═════ DATASET ENTRIES ═════

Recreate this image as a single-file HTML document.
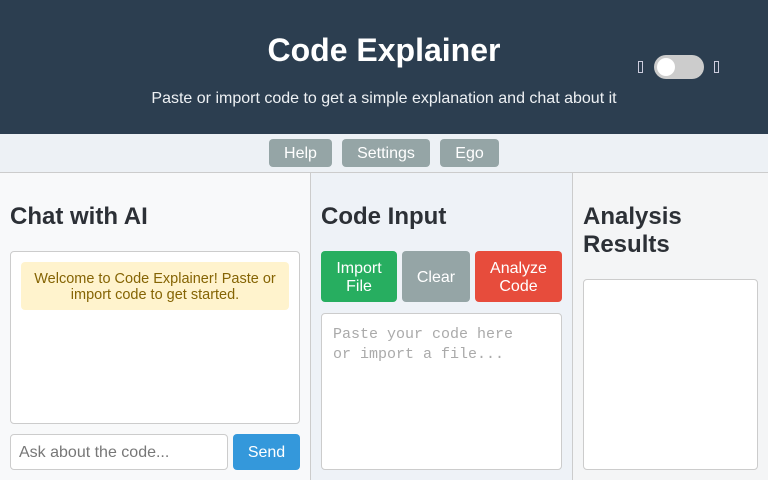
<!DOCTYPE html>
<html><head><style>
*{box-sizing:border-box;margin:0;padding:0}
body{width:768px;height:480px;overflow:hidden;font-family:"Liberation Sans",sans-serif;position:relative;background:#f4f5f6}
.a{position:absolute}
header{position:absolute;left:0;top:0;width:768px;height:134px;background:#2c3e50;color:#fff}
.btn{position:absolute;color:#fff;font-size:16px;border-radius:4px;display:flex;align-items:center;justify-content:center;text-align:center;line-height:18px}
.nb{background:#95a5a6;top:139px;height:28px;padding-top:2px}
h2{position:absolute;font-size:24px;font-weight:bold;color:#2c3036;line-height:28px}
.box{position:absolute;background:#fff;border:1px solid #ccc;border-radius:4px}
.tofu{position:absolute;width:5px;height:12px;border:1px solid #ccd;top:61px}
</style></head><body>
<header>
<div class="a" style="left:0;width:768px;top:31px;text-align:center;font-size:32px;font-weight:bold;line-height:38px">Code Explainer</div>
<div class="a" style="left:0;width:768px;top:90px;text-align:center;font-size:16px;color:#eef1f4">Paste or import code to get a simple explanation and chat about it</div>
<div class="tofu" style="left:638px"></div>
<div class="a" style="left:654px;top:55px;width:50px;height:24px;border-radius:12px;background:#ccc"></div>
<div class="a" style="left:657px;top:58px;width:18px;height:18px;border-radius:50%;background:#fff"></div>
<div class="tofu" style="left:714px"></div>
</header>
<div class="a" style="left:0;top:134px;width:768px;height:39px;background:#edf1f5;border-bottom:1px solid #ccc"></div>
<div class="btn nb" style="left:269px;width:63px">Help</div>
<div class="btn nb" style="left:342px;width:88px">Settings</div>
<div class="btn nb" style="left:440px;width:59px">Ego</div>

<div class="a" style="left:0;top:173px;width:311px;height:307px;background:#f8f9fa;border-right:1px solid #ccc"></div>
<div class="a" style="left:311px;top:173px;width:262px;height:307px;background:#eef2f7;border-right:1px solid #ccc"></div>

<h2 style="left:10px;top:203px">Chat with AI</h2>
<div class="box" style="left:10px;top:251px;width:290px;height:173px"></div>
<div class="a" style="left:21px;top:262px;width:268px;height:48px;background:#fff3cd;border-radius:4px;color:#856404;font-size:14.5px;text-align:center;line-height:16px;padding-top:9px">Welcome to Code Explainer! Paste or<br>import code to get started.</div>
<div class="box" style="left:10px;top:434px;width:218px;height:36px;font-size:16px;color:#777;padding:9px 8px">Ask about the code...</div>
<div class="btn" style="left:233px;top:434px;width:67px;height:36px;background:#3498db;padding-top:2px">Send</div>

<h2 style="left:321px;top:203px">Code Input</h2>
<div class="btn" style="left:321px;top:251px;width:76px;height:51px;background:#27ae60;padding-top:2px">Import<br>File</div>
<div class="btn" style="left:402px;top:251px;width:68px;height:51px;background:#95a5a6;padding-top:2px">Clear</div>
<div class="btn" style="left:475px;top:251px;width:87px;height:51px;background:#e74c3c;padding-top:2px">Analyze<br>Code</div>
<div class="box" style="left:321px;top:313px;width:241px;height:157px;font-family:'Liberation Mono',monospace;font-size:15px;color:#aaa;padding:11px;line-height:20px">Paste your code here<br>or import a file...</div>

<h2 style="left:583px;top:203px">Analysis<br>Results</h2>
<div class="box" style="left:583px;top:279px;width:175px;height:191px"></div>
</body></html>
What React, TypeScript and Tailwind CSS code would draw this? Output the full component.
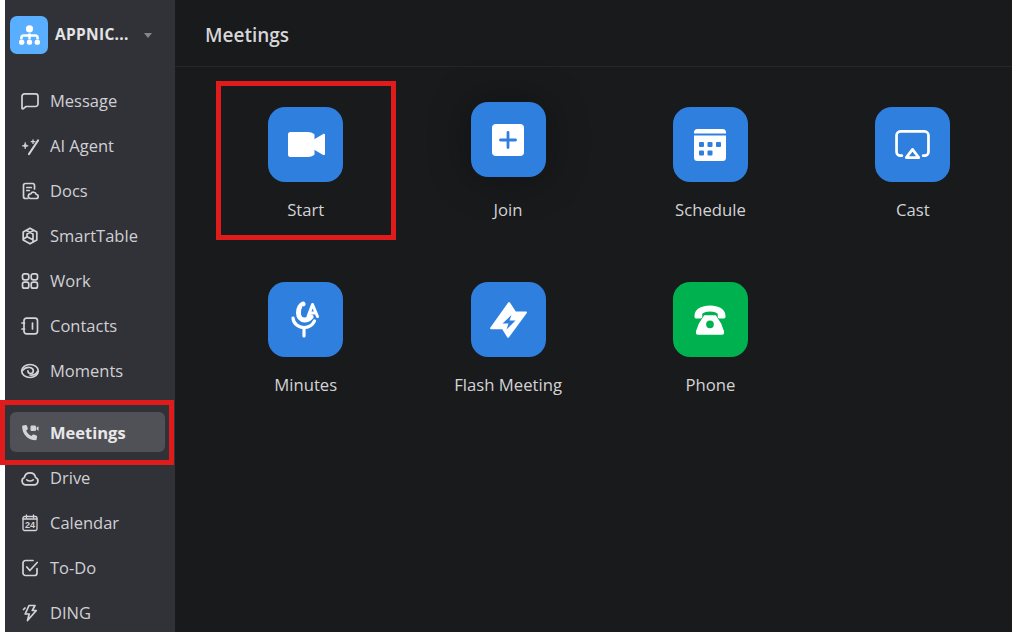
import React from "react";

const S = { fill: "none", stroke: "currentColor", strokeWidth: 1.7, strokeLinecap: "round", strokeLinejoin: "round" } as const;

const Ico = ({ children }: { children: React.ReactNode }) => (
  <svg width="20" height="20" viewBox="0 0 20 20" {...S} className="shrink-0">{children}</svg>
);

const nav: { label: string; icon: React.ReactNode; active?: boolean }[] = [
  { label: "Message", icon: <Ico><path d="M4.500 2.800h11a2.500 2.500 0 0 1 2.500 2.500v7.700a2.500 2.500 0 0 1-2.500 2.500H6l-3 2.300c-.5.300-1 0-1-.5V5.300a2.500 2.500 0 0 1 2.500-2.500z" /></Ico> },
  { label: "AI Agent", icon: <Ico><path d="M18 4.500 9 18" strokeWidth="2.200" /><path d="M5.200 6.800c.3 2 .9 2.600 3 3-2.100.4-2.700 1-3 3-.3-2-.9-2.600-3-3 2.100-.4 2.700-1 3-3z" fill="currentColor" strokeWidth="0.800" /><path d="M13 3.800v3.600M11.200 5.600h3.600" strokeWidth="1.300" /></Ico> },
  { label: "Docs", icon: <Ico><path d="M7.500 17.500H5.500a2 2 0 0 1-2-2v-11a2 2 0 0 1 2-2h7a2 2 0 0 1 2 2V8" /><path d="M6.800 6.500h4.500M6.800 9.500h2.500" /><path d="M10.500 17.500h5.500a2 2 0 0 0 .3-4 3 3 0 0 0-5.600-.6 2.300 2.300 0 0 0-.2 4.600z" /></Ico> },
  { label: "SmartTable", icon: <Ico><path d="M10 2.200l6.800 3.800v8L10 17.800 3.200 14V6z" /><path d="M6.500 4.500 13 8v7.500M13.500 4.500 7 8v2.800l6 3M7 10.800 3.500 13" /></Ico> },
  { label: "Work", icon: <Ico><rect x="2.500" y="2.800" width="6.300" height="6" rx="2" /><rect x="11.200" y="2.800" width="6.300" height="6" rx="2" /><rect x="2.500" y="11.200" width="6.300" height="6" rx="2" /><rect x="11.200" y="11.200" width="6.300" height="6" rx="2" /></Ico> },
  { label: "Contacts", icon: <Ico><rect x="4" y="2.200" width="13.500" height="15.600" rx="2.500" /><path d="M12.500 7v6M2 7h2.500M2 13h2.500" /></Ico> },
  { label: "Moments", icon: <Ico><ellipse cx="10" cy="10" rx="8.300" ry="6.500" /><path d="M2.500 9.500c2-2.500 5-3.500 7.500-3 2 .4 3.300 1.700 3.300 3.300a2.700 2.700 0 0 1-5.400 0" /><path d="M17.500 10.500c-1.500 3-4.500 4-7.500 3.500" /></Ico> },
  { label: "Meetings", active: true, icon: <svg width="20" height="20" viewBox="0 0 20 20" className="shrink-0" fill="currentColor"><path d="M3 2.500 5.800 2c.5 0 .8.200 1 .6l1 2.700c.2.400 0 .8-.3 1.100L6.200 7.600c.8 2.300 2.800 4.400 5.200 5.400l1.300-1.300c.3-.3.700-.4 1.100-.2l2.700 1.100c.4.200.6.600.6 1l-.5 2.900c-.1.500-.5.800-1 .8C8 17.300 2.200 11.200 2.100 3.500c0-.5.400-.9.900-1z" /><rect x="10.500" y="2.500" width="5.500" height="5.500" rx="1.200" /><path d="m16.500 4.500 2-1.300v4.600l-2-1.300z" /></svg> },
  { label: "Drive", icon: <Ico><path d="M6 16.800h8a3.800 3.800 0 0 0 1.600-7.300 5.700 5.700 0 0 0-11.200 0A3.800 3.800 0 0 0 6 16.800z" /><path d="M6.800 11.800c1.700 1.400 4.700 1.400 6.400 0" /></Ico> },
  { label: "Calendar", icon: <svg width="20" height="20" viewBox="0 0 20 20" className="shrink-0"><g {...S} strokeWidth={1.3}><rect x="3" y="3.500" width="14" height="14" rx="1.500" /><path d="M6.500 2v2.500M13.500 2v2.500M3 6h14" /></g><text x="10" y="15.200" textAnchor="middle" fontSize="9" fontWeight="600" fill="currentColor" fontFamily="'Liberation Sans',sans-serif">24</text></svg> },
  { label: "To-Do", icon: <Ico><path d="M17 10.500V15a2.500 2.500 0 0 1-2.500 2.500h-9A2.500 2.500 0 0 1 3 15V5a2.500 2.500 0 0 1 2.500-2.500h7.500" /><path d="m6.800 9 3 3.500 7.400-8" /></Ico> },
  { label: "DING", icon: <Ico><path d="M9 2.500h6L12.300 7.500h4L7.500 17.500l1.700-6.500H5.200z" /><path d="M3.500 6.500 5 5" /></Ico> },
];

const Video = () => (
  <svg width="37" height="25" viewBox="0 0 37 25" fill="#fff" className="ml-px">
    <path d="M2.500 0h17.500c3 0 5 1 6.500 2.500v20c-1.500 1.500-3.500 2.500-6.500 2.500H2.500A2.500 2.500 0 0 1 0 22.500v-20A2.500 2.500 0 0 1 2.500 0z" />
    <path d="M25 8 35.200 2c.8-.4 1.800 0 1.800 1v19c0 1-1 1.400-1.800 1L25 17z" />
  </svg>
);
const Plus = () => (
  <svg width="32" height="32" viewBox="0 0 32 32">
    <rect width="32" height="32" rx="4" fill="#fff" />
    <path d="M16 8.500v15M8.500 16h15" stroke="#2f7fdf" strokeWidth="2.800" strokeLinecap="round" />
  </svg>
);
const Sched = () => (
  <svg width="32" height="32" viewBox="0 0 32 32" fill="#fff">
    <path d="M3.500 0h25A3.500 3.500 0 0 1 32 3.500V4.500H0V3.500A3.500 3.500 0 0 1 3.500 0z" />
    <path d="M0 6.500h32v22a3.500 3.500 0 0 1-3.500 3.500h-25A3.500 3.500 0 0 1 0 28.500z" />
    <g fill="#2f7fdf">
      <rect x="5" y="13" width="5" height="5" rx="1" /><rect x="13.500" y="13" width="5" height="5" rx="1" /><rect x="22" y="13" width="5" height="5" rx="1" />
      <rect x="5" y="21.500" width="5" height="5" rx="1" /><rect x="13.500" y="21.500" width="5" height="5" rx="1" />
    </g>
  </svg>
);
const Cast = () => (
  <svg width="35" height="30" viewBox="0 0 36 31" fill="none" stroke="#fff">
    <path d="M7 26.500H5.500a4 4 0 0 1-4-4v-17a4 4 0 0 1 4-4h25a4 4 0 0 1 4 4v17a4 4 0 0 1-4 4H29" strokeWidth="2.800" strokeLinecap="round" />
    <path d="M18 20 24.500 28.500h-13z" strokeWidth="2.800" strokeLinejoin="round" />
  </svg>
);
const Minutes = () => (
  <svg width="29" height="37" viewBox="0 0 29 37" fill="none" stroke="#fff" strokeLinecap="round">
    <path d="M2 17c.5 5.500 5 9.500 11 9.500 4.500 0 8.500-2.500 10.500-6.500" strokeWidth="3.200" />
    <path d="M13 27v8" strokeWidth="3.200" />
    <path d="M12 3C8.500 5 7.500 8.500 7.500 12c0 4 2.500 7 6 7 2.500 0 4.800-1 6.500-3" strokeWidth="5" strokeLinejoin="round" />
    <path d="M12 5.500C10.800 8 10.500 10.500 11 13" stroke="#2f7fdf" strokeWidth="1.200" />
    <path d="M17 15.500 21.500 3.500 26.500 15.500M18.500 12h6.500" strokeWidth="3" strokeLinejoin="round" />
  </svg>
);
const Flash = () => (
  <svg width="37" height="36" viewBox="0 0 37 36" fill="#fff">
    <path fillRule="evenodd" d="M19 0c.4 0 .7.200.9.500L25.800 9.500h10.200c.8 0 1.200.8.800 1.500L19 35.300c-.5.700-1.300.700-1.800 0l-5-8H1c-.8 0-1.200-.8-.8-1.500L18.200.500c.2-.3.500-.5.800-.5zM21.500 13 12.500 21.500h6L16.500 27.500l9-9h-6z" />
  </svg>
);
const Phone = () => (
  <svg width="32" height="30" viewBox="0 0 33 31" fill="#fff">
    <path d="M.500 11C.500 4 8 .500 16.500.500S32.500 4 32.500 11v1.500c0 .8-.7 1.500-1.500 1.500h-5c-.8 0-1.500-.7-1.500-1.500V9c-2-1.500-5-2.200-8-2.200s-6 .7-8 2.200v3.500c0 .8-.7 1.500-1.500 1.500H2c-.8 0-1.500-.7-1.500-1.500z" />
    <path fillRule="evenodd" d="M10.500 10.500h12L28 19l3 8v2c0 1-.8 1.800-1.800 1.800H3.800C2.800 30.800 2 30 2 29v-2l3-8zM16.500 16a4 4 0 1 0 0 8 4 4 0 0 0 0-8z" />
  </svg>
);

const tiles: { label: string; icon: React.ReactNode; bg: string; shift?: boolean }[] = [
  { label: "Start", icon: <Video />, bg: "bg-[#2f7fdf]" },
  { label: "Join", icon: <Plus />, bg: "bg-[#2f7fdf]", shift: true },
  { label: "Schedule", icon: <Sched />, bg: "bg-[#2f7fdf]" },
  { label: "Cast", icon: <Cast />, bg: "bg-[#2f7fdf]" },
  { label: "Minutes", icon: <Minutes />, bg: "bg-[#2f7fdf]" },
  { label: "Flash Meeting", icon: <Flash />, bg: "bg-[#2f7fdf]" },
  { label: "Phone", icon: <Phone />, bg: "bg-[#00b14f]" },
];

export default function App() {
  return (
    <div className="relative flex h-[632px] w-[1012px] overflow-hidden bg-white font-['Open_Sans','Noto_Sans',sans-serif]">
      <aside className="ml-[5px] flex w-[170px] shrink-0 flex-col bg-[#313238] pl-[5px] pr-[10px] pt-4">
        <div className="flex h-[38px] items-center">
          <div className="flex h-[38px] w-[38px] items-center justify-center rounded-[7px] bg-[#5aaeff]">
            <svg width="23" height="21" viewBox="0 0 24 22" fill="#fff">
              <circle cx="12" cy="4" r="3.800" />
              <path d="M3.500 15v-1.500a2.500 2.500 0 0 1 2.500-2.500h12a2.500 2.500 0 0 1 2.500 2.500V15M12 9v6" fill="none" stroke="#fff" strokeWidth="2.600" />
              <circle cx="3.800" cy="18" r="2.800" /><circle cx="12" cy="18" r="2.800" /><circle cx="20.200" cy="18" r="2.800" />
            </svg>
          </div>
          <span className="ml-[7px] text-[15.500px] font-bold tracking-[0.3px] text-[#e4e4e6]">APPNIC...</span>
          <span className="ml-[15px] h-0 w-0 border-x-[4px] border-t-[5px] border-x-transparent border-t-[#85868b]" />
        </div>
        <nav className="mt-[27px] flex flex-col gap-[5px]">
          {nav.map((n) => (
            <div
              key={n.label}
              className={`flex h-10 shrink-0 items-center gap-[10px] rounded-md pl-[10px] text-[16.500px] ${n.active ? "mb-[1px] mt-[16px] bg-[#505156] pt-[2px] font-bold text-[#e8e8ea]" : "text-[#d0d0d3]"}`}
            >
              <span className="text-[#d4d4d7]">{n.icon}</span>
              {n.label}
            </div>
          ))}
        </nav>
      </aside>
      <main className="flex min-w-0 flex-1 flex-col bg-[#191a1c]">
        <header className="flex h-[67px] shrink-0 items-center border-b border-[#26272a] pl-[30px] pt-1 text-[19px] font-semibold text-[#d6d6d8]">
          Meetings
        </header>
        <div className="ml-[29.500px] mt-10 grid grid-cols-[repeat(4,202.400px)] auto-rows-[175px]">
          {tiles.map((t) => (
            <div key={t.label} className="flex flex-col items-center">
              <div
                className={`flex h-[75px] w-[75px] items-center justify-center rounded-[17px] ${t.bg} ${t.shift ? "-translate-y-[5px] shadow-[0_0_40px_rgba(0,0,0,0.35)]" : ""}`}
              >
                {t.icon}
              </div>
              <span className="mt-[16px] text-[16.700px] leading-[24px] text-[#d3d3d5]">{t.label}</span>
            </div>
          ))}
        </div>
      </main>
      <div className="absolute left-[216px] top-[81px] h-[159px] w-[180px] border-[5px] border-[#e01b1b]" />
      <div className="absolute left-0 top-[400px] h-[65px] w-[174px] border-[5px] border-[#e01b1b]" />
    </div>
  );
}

═════

- _TASK DETAILS_
Extract all lines containing the word "React".

- _EXPECTED OUTPUT_
What React, TypeScript and Tailwind CSS code would draw this? Output the full component.
import React from "react";
const Ico = ({ children }: { children: React.ReactNode }) => (
const nav: { label: string; icon: React.ReactNode; active?: boolean }[] = [
const tiles: { label: string; icon: React.ReactNode; bg: string; shift?: boolean }[] = [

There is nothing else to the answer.